Un particolare legame con l’Addolorata ebbe poi la processione dell’Entierro (funerale del Cristo morto, la sera del Venerdì Santo ed erede di sacre rappresentazioni di cui si ha testimonianza anche a Varese), promossa, su esempio spagnolo, a fine XVII secolo dalla Confraternita di S. Marta e proseguita, con alterne fortune ed interruzioni, sino ai primi decenni dell’Ottocento. Per tale pio esercizio, venne eseguita da Bernardino Castelli una statua lignea di Maria dolente.

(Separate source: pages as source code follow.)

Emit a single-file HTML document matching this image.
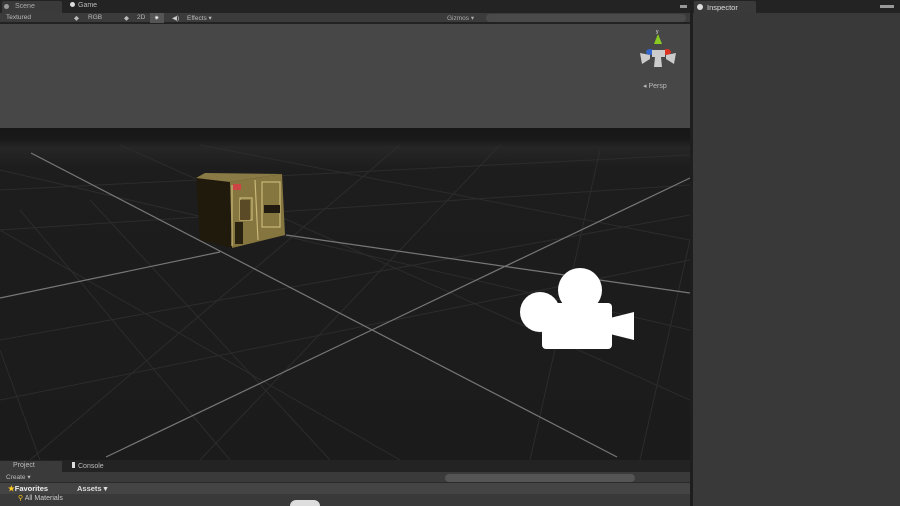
<!DOCTYPE html>
<html><head><style>
body{margin:0;width:900px;height:506px;overflow:hidden;background:#222;font-family:"Liberation Sans",sans-serif;font-size:7px;color:#c8c8c8;position:relative}
div{position:absolute;box-sizing:border-box}
</style></head><body>
<div style="left:0;top:0;width:690px;height:13px;background:#232323"></div>
<div style="left:2px;top:1px;width:60px;height:12px;background:#3a3a3a;border-radius:2px 2px 0 0;padding:2px 0 0 13px;color:#aaa">Scene</div>
<div style="left:4px;top:4px;width:5px;height:5px;border-radius:50%;background:#999"></div>
<div style="left:70px;top:2px;color:#bbb"><span style="display:inline-block;width:5px;height:5px;border-radius:50%;background:#ddd;margin-right:3px"></span>Game</div>
<div style="left:680px;top:5px;width:7px;height:3px;background:#999"></div>
<div style="left:0;top:13px;width:690px;height:10px;background:#3b3b3b;border-bottom:1px solid #222"></div>
<div style="left:6px;top:14px;color:#bbb;font-size:6.5px">Textured</div>
<div style="left:74px;top:14px;color:#bbb;font-size:6.5px">◆</div>
<div style="left:88px;top:14px;color:#bbb;font-size:6.5px">RGB</div>
<div style="left:124px;top:14px;color:#bbb;font-size:6.5px">◆</div>
<div style="left:137px;top:14px;color:#bbb;font-size:6.5px">2D</div>
<div style="left:150px;top:13px;width:14px;height:10px;background:#555"></div>
<div style="left:154px;top:14px;color:#eee;font-size:6.5px">✷</div>
<div style="left:172px;top:14px;color:#ccc;font-size:6.5px">◀)</div>
<div style="left:187px;top:14px;color:#bbb;font-size:6.5px">Effects ▾</div>
<div style="left:447px;top:14px;color:#aaa;font-size:6.5px">Gizmos ▾</div>
<div style="left:486px;top:14px;width:200px;height:8px;background:#4a4a4a;border-radius:4px"></div>
<div style="left:690px;top:0;width:3px;height:506px;background:#1e1e1e"></div>
<div style="left:693px;top:0;width:207px;height:13px;background:#232323"></div>
<div style="left:694px;top:1px;width:62px;height:12px;background:#3a3a3a;border-radius:2px 2px 0 0;padding:2px 0 0 13px;color:#ddd;font-size:7.5px">Inspector</div>
<div style="left:697px;top:4px;width:6px;height:6px;border-radius:50%;background:#ddd"></div>
<div style="left:880px;top:5px;width:14px;height:3px;background:#999"></div>
<div style="left:693px;top:13px;width:207px;height:493px;background:#393939"></div>
<svg style="position:absolute;left:0;top:24px" width="690" height="436" viewBox="0 24 690 436">
<defs><linearGradient id="g" x1="0" y1="0" x2="0" y2="1"><stop offset="0" stop-color="#171717"/><stop offset="0.03" stop-color="#181818"/><stop offset="0.06" stop-color="#262626"/><stop offset="0.12" stop-color="#1d1d1d"/><stop offset="1" stop-color="#1b1b1b"/></linearGradient></defs>
<rect x="0" y="24" width="690" height="104" fill="#474747"/>
<rect x="0" y="128" width="690" height="332" fill="url(#g)"/>
<g stroke="#2c2c2c" stroke-width="1" fill="none">
<line x1="0" y1="190" x2="690" y2="155"/><line x1="0" y1="230" x2="690" y2="185"/>
<line x1="0" y1="340" x2="690" y2="215"/><line x1="0" y1="400" x2="690" y2="260"/>
<line x1="200" y1="145" x2="690" y2="240"/><line x1="0" y1="170" x2="690" y2="330"/>
<line x1="0" y1="230" x2="400" y2="460"/><line x1="120" y1="145" x2="690" y2="400"/>
<line x1="0" y1="350" x2="40" y2="460"/><line x1="20" y1="210" x2="230" y2="460"/>
<line x1="90" y1="200" x2="330" y2="460"/><line x1="500" y1="145" x2="200" y2="460"/>
<line x1="600" y1="150" x2="530" y2="460"/><line x1="690" y1="240" x2="640" y2="460"/>
<line x1="400" y1="145" x2="30" y2="460"/>
</g>
<g stroke="#777" stroke-width="1.2" fill="none">
<line x1="31" y1="153" x2="617" y2="457"/>
<line x1="690" y1="178" x2="106" y2="457"/>
<line x1="0" y1="298" x2="220" y2="252"/>
<line x1="286" y1="235" x2="690" y2="293"/>
</g>
<polygon points="196,178 230,182 232,248 200,240" fill="#201a0c"/>
<polygon points="196,178 205,173 282,174 230,182" fill="#8a7a45"/>
<polygon points="230,182 282,174 285,235 232,248" fill="#85753f"/>
<g fill="none" stroke="#c8b878" stroke-width="1.2">
<polyline points="232,185 232,246"/><polyline points="255,180 258,240"/>
<rect x="240" y="198" width="12" height="22"/><rect x="262" y="182" width="18" height="45"/>
</g>
<rect x="240" y="200" width="10" height="20" fill="#5a4a25"/>
<rect x="235" y="222" width="8" height="22" fill="#2a2210"/>
<rect x="264" y="205" width="16" height="8" fill="#201a10"/>
<rect x="233" y="184" width="8" height="6" fill="#c44"/>
<g fill="#fff">
<circle cx="540" cy="312" r="20"/>
<circle cx="580" cy="290" r="22"/>
<rect x="542" y="303" width="70" height="46" rx="4"/>
<polygon points="610,318 634,312 634,340 610,334"/>
</g>
</svg>
<svg style="position:absolute;left:636px;top:28px" width="46" height="40">
<polygon points="18,16 22,6 26,16" fill="#8c2"/>
<text x="20" y="5" fill="#eee" font-size="5" font-family="Liberation Sans">y</text>
<ellipse cx="14" cy="24" rx="4" ry="3" fill="#36c"/>
<ellipse cx="31" cy="24" rx="4" ry="3" fill="#d32"/>
<rect x="16" y="22" width="13" height="7" fill="#ccc"/>
<path d="M4,25 L14,27 L14,31 L6,36 Z M40,25 L30,27 L30,31 L38,36 Z M19,29 L25,29 L26,39 L18,39 Z" fill="#ccc"/>
</svg>
<div style="left:643px;top:82px;color:#bbb;font-size:7px">◂ Persp</div>
<div style="left:0;top:460px;width:690px;height:12px;background:#232323"></div>
<div style="left:0;top:461px;width:62px;height:11px;background:#3a3a3a;padding:1px 0 0 13px;color:#bbb">Project</div>
<div style="left:72px;top:462px;color:#bbb"><span style="display:inline-block;width:3px;height:6px;background:#ddd;margin-right:3px"></span>Console</div>
<div style="left:0;top:472px;width:690px;height:11px;background:#3a3a3a;border-bottom:1px solid #2a2a2a"></div>
<div style="left:6px;top:473px;color:#bbb;font-size:6.5px">Create ▾</div>
<div style="left:445px;top:474px;width:190px;height:8px;background:#555;border-radius:4px"></div>
<div style="left:0;top:483px;width:690px;height:11px;background:#444"></div>
<div style="left:8px;top:484px;color:#eee;font-weight:bold;font-size:7.5px"><span style="color:#fc2">★</span>Favorites</div>
<div style="left:77px;top:484px;color:#ddd;font-weight:bold;font-size:7.5px">Assets ▾</div>
<div style="left:0;top:494px;width:690px;height:12px;background:#393939"></div>
<div style="left:18px;top:494px;color:#ccc;font-size:7px"><span style="color:#fc2">⚲</span> All Materials</div>
<div style="left:290px;top:500px;width:30px;height:6px;background:#ddd;border-radius:8px 8px 0 0"></div>
</body></html>
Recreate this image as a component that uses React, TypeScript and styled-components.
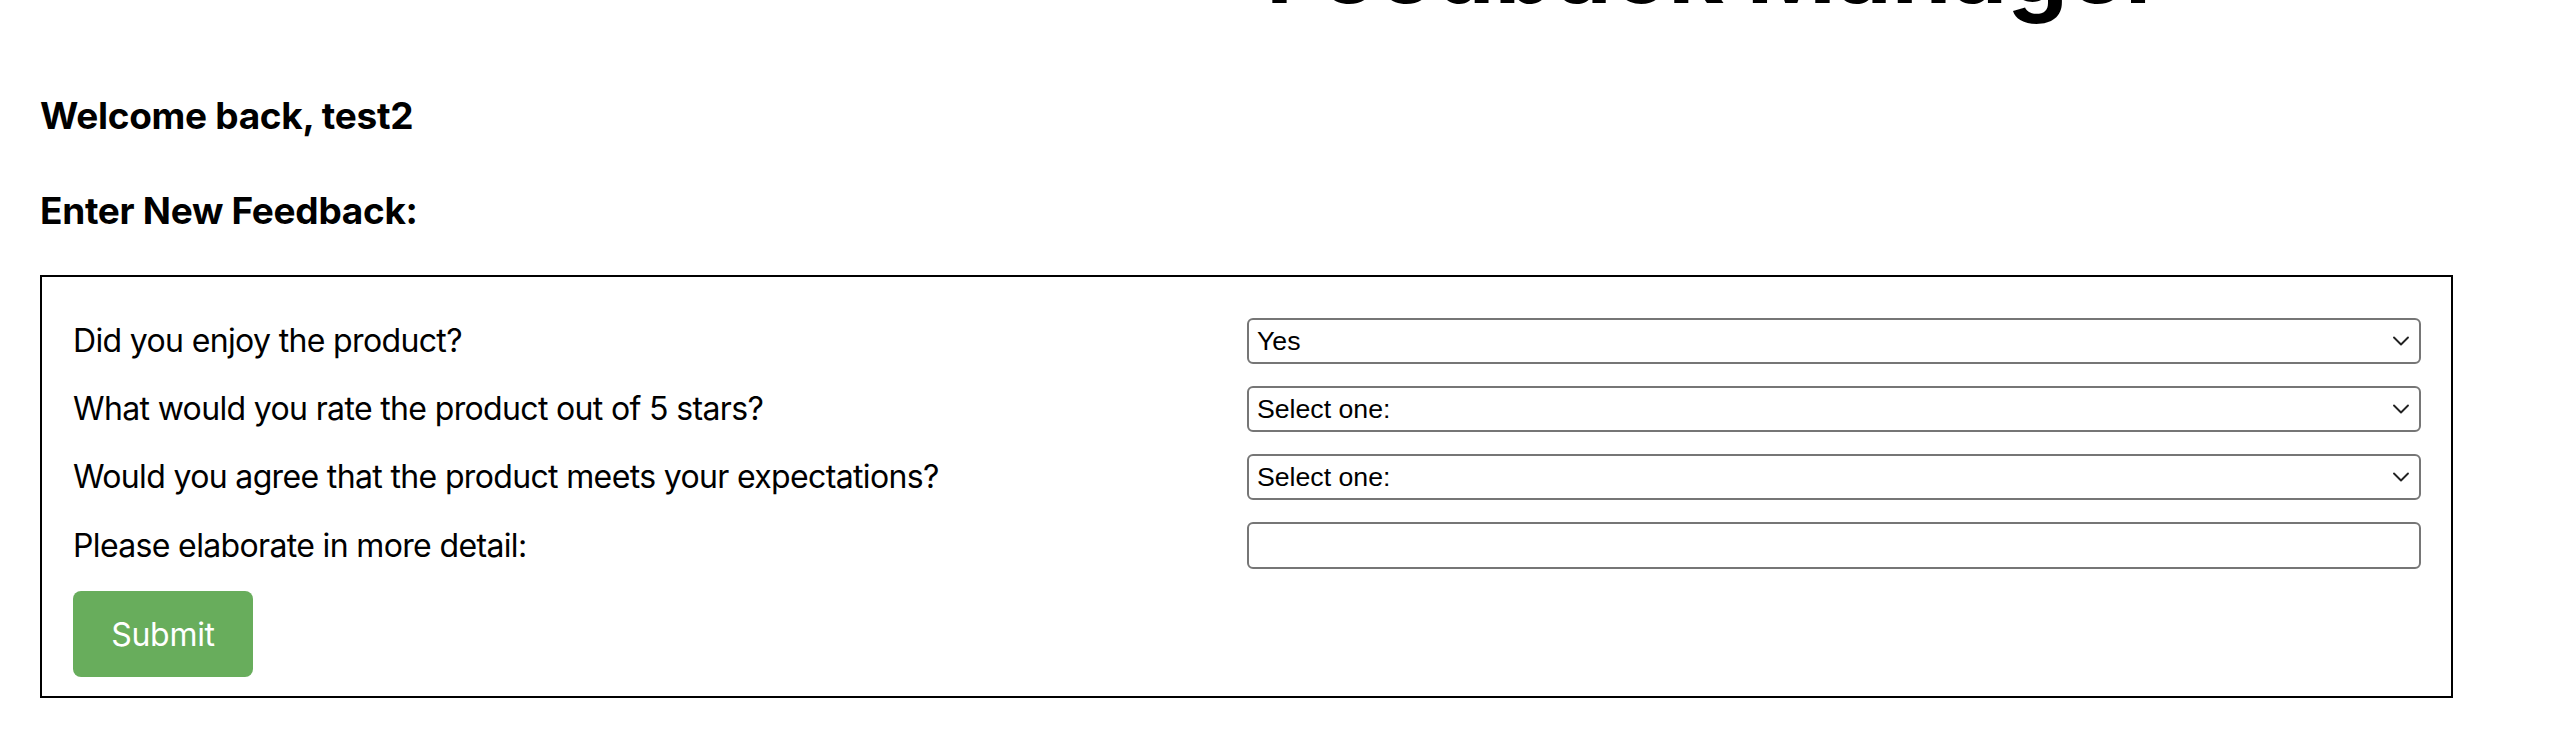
import React from "react";
import styled, { createGlobalStyle } from "styled-components";

const GlobalStyle = createGlobalStyle`
  html, body {
    margin: 0;
    padding: 0;
    background: #ffffff;
    overflow: hidden;
  }
  body {
    font-family: Inter, "Noto Sans", "Liberation Sans", sans-serif;
    color: #000000;
  }
  *, *::before, *::after {
    box-sizing: border-box;
  }
`;

const Page = styled.main`
  display: flex;
  flex-direction: column;
  align-items: flex-start;
  padding-left: 40px;
`;

const Header = styled.header`
  display: flex;
  justify-content: flex-start;
  width: 100%;
  padding-left: 1226px;
  margin-top: -87px;
`;

const Title = styled.h1`
  margin: 0;
  font-size: 96px;
  line-height: 1.15;
  font-weight: 700;
  white-space: nowrap;
`;

const Heading = styled.h3<{ $top: number }>`
  margin: ${(p) => p.$top}px 0 0 0;
  font-size: 37px;
  line-height: 45px;
  font-weight: 700;
  letter-spacing: -0.3px;
`;

const FormBox = styled.form`
  margin-top: 42px;
  width: 2413px;
  border: 2px solid #000000;
  padding: 41px 30px 19px 31px;
  display: flex;
  flex-direction: column;
  gap: 22px;
`;

const Row = styled.div`
  display: grid;
  grid-template-columns: 1fr 1fr;
  align-items: center;
`;

const Label = styled.label`
  font-size: 32px;
  line-height: 46px;
  font-weight: 400;
  letter-spacing: -0.65px;
`;

const SelectWrap = styled.div`
  position: relative;
  width: 100%;
`;

const Select = styled.select`
  appearance: none;
  -webkit-appearance: none;
  width: 100%;
  height: 46px;
  border: 2px solid #767676;
  border-radius: 6px;
  background: #ffffff;
  padding: 0 40px 0 8px;
  font-family: "Liberation Sans", Arial, sans-serif;
  font-size: 26.67px;
  color: #000000;
  outline: none;
`;

const Chevron = styled.svg`
  position: absolute;
  right: 11px;
  top: 50%;
  width: 18px;
  height: 11px;
  transform: translateY(-50%);
  pointer-events: none;
`;

const TextInput = styled.input`
  width: 100%;
  height: 47px;
  border: 2px solid #767676;
  border-radius: 6px;
  background: #ffffff;
  padding: 0 8px;
  font-family: "Liberation Sans", Arial, sans-serif;
  font-size: 26.67px;
  outline: none;
`;

const SubmitButton = styled.button`
  align-self: flex-start;
  width: 180px;
  height: 86px;
  border: none;
  border-radius: 8px;
  background: #68ad5c;
  color: #ffffff;
  font-family: Inter, "Noto Sans", sans-serif;
  font-size: 32px;
  font-weight: 400;
  letter-spacing: -0.3px;
  cursor: pointer;
`;

type Question = {
  label: string;
  options: string[];
  value: string;
};

const questions: Question[] = [
  {
    label: "Did you enjoy the product?",
    options: ["Select one:", "Yes", "No"],
    value: "Yes",
  },
  {
    label: "What would you rate the product out of 5 stars?",
    options: ["Select one:", "1", "2", "3", "4", "5"],
    value: "Select one:",
  },
  {
    label: "Would you agree that the product meets your expectations?",
    options: ["Select one:", "Strongly agree", "Agree", "Neutral", "Disagree", "Strongly disagree"],
    value: "Select one:",
  },
];

const ChevronIcon = () => (
  <Chevron viewBox="0 0 18 11" fill="none">
    <path d="M2 2 L9 9 L16 2" stroke="#222222" strokeWidth="1.9" strokeLinecap="round" strokeLinejoin="round" />
  </Chevron>
);

export default function App() {
  return (
    <>
      <GlobalStyle />
      <Page>
        <Header>
          <Title>Feedback Manager</Title>
        </Header>
        <Heading $top={70}>Welcome back, test2</Heading>
        <Heading $top={50}>Enter New Feedback:</Heading>
        <FormBox onSubmit={(e) => e.preventDefault()}>
          {questions.map((q) => (
            <Row key={q.label}>
              <Label>{q.label}</Label>
              <SelectWrap>
                <Select defaultValue={q.value}>
                  {q.options.map((o) => (
                    <option key={o} value={o}>
                      {o}
                    </option>
                  ))}
                </Select>
                <ChevronIcon />
              </SelectWrap>
            </Row>
          ))}
          <Row>
            <Label>Please elaborate in more detail:</Label>
            <TextInput type="text" />
          </Row>
          <SubmitButton type="submit">Submit</SubmitButton>
        </FormBox>
      </Page>
    </>
  );
}
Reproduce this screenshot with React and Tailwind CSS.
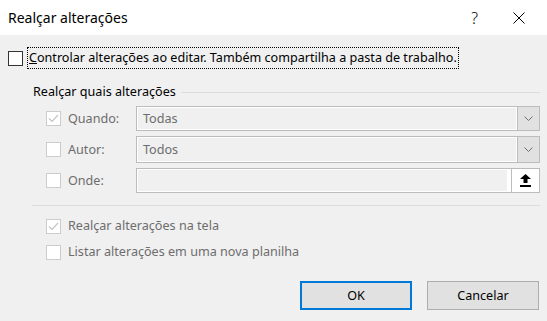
import React from 'react'

const Check = ({ checked, disabled }) => (
    <div
        className={`flex h-[15px] w-[15px] shrink-0 items-center justify-center border bg-white ${
            disabled ? 'border-[#cccccc]' : 'border-[#333333]'
        }`}
    >
        {checked && (
            <svg width="11" height="9" viewBox="0 0 11 9">
                <path d="M1 4.5 L4 7.5 L10 1" fill="none" stroke={disabled ? '#c4c4c4' : '#333'} strokeWidth="1.2" />
            </svg>
        )}
    </div>
)

const Chevron = () => (
    <svg width="9" height="5" viewBox="0 0 9 5">
        <path d="M0.5 0.5 L4.5 4.5 L8.5 0.5" fill="none" stroke="#707070" strokeWidth="1" />
    </svg>
)

const Combo = ({ value, tall }) => (
    <div className={`flex w-[404px] border border-[#bcbcbc] bg-[#f0f0f0] ${tall ? 'h-[27px]' : 'h-[25px]'}`}>
        <div className="flex flex-1 items-center border border-white pl-[5px] text-[#6d6d6d]">{value}</div>
        <div className="flex w-[22px] items-center justify-center border-l border-[#bcbcbc] bg-[#e1e1e1]">
            <Chevron />
        </div>
    </div>
)

const Row = ({ label, checked, children }) => (
    <div className="flex items-center">
        <div className="ml-[46px] flex w-[90px] items-center gap-[7px] text-[#6d6d6d]">
            <Check checked={checked} disabled />
            <span>{label}</span>
        </div>
        {children}
    </div>
)

export default function App() {
    return (
        <div
            className="flex h-[321px] w-[547px] flex-col bg-[#f0f0f0] text-[12.6px] leading-[16px] text-black"
            style={{ fontFamily: '"Noto Sans", "Open Sans", sans-serif' }}
        >
            <div className="flex h-[35px] shrink-0 items-center bg-white pl-[8px]">
                <span className="flex-1 text-[14px]">Realçar alterações</span>
                <span className="mr-[35px] text-[16px] font-light">?</span>
                <svg width="12" height="12" viewBox="0 0 12 12" className="mr-[22px]">
                    <path d="M0.5 0.5 L11.5 11.5 M11.5 0.5 L0.5 11.5" stroke="#000" strokeWidth="1" />
                </svg>
            </div>

            <div className="mt-[12px] flex items-center pl-[8px]">
                <Check />
                <span className="ml-[4px] border border-dotted border-black px-[1px] py-[2px]">
                    <span className="underline">C</span>ontrolar alterações ao editar. Também compartilha a pasta de
                    trabalho.
                </span>
            </div>

            <div className="mt-[15px] flex items-center pl-[33px] pr-[7px]">
                <span>Realçar quais alterações</span>
                <div className="ml-[5px] h-px flex-1 bg-[#dcdcdc]" />
            </div>

            <div className="mt-[6px] flex flex-col gap-[5px]">
                <Row label="Quando:" checked>
                    <Combo value="Todas" />
                </Row>
                <Row label="Autor:">
                    <Combo value="Todos" tall />
                </Row>
                <Row label="Onde:">
                    <div className="flex h-[25px] w-[404px] border border-[#bcbcbc] bg-white">
                        <div className="my-px ml-px w-[369px] bg-[#f0f0f0]" />
                        <div className="ml-auto flex w-[28px] items-center justify-center border-l border-[#bcbcbc] bg-white">
                            <svg width="11" height="13" viewBox="0 0 11 13">
                                <path d="M5.5 0 L11 5 L7.5 5 L7.5 9 L3.5 9 L3.5 5 L0 5 Z" fill="#000" />
                                <rect x="0" y="11" width="11" height="2" fill="#000" />
                            </svg>
                        </div>
                    </div>
                </Row>
            </div>

            <div className="ml-[32px] mr-[7px] mt-[12px] h-px bg-[#dcdcdc]" />

            <div className="mt-[12px] flex flex-col gap-[10px] pl-[46px] text-[#6d6d6d]">
                <div className="flex items-center gap-[7px]">
                    <Check checked disabled />
                    <span>Realçar alterações na tela</span>
                </div>
                <div className="flex items-center gap-[7px]">
                    <Check disabled />
                    <span>Listar alterações em uma nova planilha</span>
                </div>
            </div>

            <div className="mt-[21px] flex justify-end gap-[15px] pr-[8px]">
                <button className="h-[29px] w-[112px] border-2 border-[#0078d7] bg-[#e1e1e1]">OK</button>
                <button className="h-[29px] w-[112px] border border-[#adadad] bg-[#e1e1e1]">Cancelar</button>
            </div>
        </div>
    )
}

La devozione pubblica nei confronti dell’Addolorata si esplicitò in più modi sia nelle occasioni ordinarie (memoria liturgica, ricorrenza del miracolo delle tre stelle) che in quelle straordinarie (prolungata siccità o pioggia eccessiva), legate principalmente alla vita dei campi e ai raccolti.
Le solenni celebrazioni in S. Vittore, accompagnate da composizioni musicali, erano seguite da frequentatissime processioni, allietate da luminarie, fuochi artificiali e bande.
Le occasioni straordinarie erano particolarmente sentite dalla popolazione, ciò è dimostrato dal persistere di tali manifestazioni per un lungo periodo, nonostante cambiamenti sociali e politici. La mancata esposizione del simulacro arrivò a provocare tumulti popolari, come nel 1763, che causarono l’intervento dell’autorità civile.